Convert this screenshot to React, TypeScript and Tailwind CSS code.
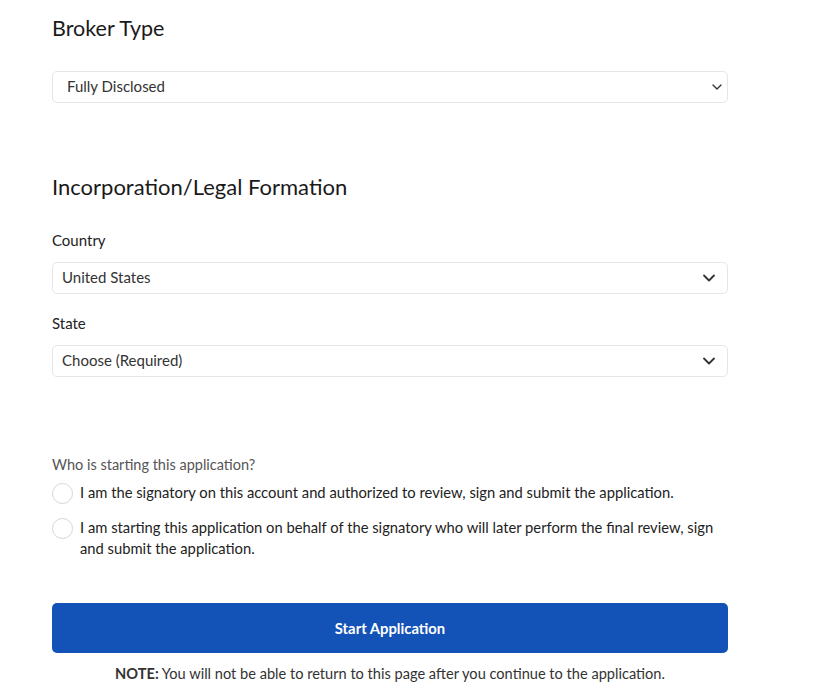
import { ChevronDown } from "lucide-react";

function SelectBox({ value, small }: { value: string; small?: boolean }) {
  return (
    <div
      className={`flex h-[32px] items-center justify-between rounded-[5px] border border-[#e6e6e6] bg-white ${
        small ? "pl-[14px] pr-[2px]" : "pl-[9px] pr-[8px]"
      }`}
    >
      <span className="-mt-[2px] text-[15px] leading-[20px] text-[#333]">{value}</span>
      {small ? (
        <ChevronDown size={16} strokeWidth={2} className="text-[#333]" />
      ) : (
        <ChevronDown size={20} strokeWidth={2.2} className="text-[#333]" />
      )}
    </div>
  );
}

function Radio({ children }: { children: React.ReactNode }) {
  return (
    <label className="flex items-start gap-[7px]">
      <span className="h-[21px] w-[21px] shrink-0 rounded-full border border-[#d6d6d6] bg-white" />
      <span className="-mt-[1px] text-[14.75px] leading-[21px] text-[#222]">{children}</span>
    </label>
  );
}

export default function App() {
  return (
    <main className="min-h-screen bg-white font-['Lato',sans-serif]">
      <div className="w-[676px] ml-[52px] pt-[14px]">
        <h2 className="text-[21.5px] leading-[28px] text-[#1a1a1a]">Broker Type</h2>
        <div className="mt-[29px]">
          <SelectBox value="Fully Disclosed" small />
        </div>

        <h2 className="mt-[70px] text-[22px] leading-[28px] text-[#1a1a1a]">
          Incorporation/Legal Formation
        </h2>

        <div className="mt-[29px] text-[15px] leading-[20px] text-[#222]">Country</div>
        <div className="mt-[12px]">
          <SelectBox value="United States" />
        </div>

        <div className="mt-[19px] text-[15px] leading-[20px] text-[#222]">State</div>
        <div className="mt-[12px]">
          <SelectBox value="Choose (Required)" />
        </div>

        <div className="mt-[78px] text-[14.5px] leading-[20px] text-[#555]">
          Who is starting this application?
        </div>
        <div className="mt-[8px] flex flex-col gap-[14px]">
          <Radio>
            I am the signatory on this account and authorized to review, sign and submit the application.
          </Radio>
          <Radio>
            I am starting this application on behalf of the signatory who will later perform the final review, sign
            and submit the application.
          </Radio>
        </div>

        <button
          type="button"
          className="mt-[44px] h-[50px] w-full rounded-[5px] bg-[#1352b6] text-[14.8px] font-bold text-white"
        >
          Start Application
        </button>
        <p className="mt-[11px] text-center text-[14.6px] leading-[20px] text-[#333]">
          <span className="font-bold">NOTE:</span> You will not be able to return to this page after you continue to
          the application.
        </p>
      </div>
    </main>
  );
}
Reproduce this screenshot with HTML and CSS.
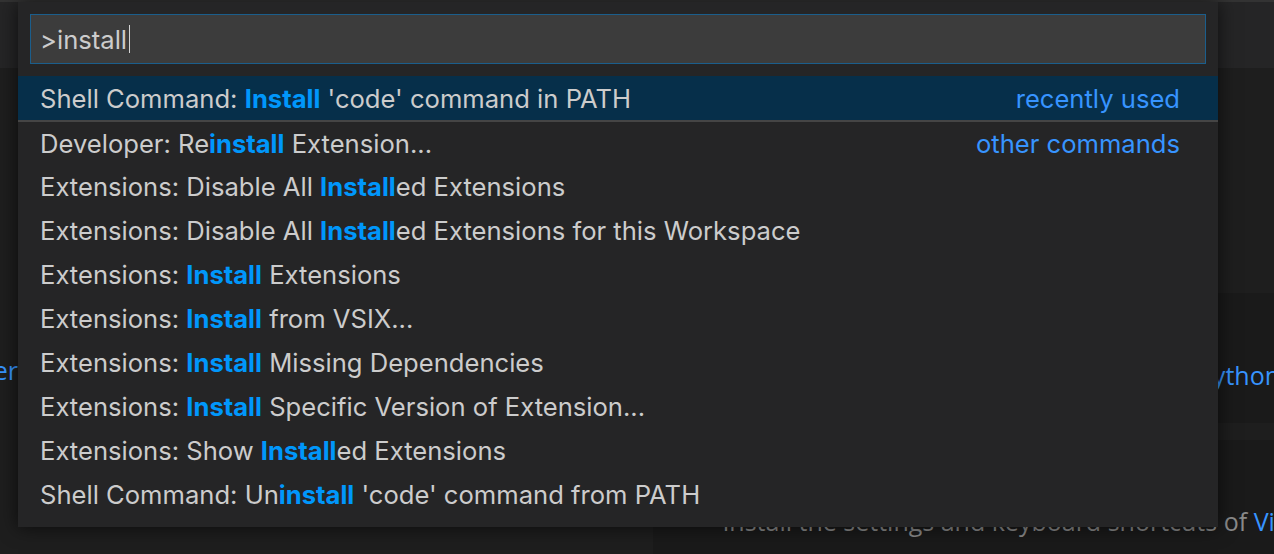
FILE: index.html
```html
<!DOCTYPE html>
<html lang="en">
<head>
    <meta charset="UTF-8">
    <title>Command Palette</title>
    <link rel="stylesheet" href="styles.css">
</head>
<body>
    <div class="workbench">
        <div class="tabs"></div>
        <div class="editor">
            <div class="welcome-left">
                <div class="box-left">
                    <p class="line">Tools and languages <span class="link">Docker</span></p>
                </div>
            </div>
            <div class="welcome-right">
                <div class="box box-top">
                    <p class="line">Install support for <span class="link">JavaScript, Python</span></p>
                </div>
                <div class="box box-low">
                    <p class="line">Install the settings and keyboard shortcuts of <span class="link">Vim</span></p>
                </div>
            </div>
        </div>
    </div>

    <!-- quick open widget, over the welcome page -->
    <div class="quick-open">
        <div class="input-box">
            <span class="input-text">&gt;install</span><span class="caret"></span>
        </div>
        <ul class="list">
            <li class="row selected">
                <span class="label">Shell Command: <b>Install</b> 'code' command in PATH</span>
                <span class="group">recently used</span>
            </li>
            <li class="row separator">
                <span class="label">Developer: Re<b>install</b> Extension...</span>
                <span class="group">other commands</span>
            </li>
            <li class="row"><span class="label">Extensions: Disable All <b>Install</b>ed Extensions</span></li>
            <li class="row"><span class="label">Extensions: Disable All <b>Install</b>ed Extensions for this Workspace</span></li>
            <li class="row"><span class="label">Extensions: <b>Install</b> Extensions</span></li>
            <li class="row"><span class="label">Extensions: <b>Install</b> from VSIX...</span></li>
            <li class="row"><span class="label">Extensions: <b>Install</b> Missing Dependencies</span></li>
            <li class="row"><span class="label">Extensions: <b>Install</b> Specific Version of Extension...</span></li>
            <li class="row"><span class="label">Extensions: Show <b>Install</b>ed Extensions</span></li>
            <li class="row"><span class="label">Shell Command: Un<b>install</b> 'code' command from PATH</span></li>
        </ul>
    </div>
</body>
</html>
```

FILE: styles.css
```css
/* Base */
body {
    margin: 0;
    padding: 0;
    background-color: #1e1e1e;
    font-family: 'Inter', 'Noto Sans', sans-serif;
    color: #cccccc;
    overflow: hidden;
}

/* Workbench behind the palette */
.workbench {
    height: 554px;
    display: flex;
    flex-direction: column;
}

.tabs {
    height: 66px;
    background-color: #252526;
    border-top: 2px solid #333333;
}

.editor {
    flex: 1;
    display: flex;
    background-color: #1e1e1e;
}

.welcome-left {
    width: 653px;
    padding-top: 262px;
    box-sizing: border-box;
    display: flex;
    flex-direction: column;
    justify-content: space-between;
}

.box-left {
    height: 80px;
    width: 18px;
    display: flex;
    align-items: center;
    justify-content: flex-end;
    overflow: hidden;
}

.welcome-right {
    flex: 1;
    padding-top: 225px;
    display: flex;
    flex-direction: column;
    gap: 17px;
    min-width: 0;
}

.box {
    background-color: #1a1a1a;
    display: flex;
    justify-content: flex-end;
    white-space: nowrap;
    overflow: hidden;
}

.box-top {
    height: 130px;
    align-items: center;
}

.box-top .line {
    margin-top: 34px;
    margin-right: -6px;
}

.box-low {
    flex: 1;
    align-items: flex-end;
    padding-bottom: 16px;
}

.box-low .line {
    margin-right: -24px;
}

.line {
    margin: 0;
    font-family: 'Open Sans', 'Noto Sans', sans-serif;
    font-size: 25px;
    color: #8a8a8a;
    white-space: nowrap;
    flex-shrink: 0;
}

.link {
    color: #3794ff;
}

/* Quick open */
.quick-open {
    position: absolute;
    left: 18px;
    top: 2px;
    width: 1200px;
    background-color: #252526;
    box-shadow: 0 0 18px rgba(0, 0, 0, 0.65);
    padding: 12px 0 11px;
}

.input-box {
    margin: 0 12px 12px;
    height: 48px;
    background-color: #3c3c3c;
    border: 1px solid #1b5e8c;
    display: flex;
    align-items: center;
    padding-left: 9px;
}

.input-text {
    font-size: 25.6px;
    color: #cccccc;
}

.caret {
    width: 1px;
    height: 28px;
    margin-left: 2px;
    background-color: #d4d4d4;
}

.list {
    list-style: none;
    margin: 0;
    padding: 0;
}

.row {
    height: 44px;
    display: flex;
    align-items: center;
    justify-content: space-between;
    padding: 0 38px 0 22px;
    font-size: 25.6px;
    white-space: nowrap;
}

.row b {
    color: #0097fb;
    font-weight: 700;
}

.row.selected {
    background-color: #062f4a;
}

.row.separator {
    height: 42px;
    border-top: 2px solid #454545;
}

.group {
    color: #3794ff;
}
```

---*---

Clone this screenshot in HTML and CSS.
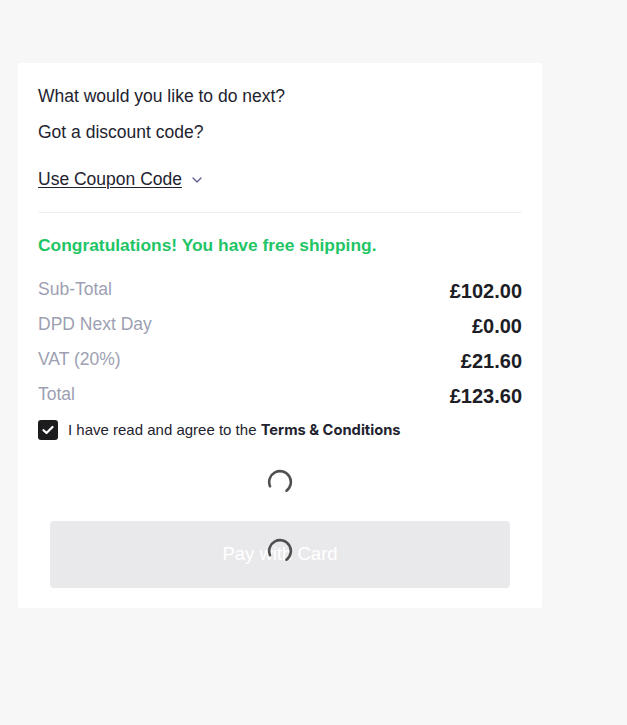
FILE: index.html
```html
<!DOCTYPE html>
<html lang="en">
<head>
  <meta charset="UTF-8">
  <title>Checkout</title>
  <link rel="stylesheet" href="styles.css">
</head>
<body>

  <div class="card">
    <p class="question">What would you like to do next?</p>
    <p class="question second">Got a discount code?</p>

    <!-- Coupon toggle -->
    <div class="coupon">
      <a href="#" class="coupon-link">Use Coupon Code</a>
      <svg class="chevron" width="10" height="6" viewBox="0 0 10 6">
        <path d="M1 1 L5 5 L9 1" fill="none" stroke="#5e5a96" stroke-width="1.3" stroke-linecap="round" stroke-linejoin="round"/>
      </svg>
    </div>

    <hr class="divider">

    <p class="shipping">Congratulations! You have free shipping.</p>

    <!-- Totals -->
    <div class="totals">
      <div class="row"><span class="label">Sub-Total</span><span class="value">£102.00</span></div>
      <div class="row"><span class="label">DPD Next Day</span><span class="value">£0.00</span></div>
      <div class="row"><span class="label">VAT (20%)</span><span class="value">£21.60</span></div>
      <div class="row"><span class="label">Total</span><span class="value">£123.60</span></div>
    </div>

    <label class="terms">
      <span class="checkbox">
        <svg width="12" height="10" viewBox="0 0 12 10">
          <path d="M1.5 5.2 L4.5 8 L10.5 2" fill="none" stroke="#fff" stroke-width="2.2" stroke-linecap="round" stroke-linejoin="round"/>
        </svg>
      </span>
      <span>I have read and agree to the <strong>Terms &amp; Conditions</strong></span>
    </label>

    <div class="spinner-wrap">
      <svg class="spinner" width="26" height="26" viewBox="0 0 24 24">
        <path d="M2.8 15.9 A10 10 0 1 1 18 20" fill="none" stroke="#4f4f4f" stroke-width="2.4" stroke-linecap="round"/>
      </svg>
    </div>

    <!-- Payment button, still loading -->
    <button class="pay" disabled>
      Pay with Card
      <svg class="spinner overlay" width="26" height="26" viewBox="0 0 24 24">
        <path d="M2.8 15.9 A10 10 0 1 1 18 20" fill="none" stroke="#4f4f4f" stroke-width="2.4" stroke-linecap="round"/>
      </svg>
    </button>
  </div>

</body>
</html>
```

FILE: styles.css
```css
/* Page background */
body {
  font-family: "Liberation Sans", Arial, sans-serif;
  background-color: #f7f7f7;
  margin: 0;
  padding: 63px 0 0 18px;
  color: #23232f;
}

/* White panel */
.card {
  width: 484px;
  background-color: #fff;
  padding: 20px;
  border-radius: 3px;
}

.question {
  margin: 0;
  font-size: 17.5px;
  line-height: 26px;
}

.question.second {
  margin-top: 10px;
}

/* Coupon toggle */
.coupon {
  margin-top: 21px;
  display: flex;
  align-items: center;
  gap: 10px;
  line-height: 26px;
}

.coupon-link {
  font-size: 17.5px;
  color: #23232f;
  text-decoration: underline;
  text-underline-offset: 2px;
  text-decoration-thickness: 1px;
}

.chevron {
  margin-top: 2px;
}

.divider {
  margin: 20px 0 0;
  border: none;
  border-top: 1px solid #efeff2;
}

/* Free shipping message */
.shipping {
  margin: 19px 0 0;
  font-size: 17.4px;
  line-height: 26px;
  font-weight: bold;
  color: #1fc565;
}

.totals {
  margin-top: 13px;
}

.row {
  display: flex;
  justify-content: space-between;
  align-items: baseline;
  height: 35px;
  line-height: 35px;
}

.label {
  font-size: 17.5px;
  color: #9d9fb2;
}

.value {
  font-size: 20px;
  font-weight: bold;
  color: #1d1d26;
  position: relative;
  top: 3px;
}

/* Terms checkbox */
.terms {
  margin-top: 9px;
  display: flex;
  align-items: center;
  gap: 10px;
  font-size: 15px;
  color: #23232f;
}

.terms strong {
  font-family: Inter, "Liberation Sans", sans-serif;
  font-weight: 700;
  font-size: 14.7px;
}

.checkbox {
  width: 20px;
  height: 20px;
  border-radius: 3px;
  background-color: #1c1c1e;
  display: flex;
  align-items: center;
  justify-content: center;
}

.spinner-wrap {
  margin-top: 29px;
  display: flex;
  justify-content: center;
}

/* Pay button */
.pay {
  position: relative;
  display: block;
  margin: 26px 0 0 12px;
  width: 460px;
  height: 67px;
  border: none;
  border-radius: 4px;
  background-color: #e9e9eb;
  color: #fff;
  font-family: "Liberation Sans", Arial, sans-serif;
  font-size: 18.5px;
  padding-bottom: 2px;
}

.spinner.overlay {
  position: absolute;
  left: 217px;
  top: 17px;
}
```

---*---

Short problem -
Isolate the lines above that contain the word "with" and copy them.

Output for this exercise -
Reproduce this screenshot with HTML and CSS.
      Pay with Card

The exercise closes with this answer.